Aim: Using the records below, quote only the span that opens with the line containing "Write the React, TypeScript" and closes with the line containing "left-[520px] top-[850px] w-[126px]", exactly and inclusively.

Data for this exercise:
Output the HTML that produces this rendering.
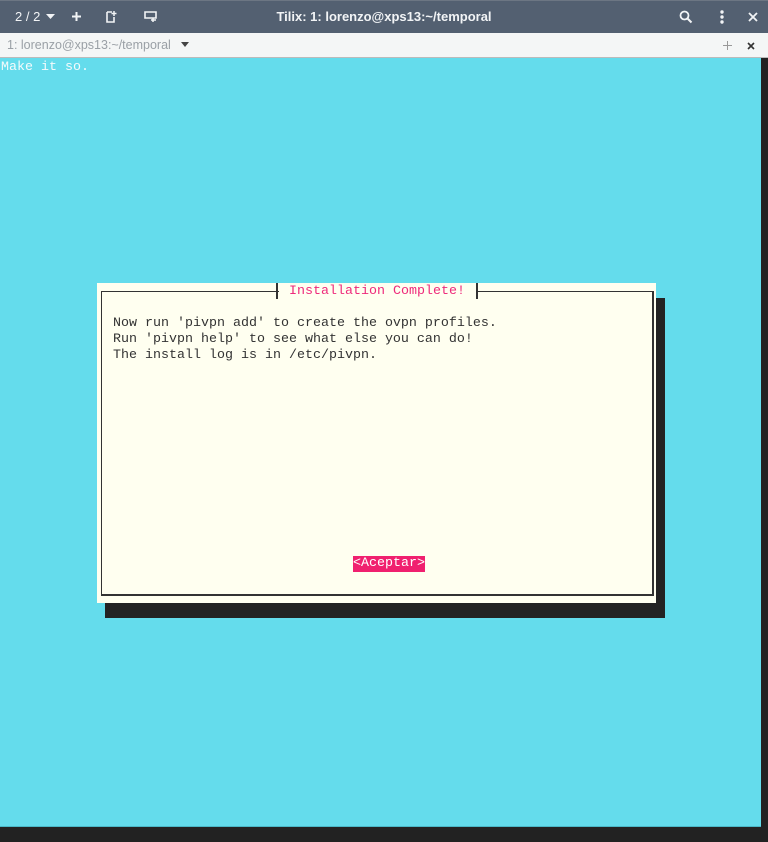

* * *

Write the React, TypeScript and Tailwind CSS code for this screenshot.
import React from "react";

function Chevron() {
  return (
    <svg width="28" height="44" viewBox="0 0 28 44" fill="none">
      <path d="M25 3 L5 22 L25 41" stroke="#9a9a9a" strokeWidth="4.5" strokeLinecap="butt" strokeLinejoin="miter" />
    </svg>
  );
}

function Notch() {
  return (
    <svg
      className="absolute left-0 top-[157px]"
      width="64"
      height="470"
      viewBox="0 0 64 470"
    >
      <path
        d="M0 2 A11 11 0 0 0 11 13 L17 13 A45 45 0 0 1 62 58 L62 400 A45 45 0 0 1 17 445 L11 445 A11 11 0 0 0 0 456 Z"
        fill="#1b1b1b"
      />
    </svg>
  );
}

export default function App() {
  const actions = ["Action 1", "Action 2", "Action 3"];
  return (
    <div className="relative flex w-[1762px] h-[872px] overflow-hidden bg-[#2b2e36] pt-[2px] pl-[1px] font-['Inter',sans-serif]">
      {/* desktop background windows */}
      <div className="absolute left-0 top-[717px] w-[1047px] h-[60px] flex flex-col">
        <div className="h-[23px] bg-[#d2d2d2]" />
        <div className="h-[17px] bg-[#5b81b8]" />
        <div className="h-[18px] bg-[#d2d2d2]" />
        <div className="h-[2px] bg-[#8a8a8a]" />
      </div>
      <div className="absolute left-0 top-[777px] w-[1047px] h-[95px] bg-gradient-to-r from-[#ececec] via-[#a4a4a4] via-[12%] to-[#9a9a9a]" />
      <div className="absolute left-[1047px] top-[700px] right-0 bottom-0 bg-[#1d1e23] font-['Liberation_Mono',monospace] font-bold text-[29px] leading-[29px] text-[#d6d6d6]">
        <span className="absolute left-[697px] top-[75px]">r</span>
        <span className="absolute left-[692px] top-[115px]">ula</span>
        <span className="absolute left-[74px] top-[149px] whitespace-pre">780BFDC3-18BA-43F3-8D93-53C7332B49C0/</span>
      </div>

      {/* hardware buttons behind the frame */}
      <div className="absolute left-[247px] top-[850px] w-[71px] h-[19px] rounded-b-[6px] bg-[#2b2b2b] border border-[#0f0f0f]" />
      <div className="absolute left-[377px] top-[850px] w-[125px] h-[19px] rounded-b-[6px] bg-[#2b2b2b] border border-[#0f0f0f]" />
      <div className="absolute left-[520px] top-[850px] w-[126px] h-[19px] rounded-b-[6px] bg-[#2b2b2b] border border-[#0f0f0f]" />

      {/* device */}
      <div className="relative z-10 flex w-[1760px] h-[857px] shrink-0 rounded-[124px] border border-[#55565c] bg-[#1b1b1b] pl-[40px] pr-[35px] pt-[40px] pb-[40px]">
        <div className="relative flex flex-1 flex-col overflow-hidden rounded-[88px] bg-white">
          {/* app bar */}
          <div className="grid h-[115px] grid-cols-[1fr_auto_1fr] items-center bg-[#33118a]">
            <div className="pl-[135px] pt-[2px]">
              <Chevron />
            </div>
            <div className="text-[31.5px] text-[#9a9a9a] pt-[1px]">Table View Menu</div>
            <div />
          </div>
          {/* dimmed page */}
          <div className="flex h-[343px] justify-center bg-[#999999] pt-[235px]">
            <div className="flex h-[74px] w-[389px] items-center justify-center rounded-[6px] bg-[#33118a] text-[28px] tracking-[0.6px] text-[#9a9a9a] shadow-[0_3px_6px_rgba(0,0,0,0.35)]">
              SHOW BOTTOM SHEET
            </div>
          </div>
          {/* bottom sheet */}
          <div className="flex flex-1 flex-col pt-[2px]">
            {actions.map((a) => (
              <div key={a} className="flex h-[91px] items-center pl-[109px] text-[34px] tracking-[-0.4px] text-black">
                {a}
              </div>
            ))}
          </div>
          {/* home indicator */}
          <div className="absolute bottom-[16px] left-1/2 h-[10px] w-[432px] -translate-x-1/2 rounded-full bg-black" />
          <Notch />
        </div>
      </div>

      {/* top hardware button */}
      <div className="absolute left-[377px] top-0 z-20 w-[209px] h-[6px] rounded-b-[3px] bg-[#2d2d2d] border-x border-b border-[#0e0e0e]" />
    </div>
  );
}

Finished task:
Write the React, TypeScript and Tailwind CSS code for this screenshot.
import React from "react";

function Chevron() {
  return (
    <svg width="28" height="44" viewBox="0 0 28 44" fill="none">
      <path d="M25 3 L5 22 L25 41" stroke="#9a9a9a" strokeWidth="4.5" strokeLinecap="butt" strokeLinejoin="miter" />
    </svg>
  );
}

function Notch() {
  return (
    <svg
      className="absolute left-0 top-[157px]"
      width="64"
      height="470"
      viewBox="0 0 64 470"
    >
      <path
        d="M0 2 A11 11 0 0 0 11 13 L17 13 A45 45 0 0 1 62 58 L62 400 A45 45 0 0 1 17 445 L11 445 A11 11 0 0 0 0 456 Z"
        fill="#1b1b1b"
      />
    </svg>
  );
}

export default function App() {
  const actions = ["Action 1", "Action 2", "Action 3"];
  return (
    <div className="relative flex w-[1762px] h-[872px] overflow-hidden bg-[#2b2e36] pt-[2px] pl-[1px] font-['Inter',sans-serif]">
      {/* desktop background windows */}
      <div className="absolute left-0 top-[717px] w-[1047px] h-[60px] flex flex-col">
        <div className="h-[23px] bg-[#d2d2d2]" />
        <div className="h-[17px] bg-[#5b81b8]" />
        <div className="h-[18px] bg-[#d2d2d2]" />
        <div className="h-[2px] bg-[#8a8a8a]" />
      </div>
      <div className="absolute left-0 top-[777px] w-[1047px] h-[95px] bg-gradient-to-r from-[#ececec] via-[#a4a4a4] via-[12%] to-[#9a9a9a]" />
      <div className="absolute left-[1047px] top-[700px] right-0 bottom-0 bg-[#1d1e23] font-['Liberation_Mono',monospace] font-bold text-[29px] leading-[29px] text-[#d6d6d6]">
        <span className="absolute left-[697px] top-[75px]">r</span>
        <span className="absolute left-[692px] top-[115px]">ula</span>
        <span className="absolute left-[74px] top-[149px] whitespace-pre">780BFDC3-18BA-43F3-8D93-53C7332B49C0/</span>
      </div>

      {/* hardware buttons behind the frame */}
      <div className="absolute left-[247px] top-[850px] w-[71px] h-[19px] rounded-b-[6px] bg-[#2b2b2b] border border-[#0f0f0f]" />
      <div className="absolute left-[377px] top-[850px] w-[125px] h-[19px] rounded-b-[6px] bg-[#2b2b2b] border border-[#0f0f0f]" />
      <div className="absolute left-[520px] top-[850px] w-[126px] h-[19px] rounded-b-[6px] bg-[#2b2b2b] border border-[#0f0f0f]" />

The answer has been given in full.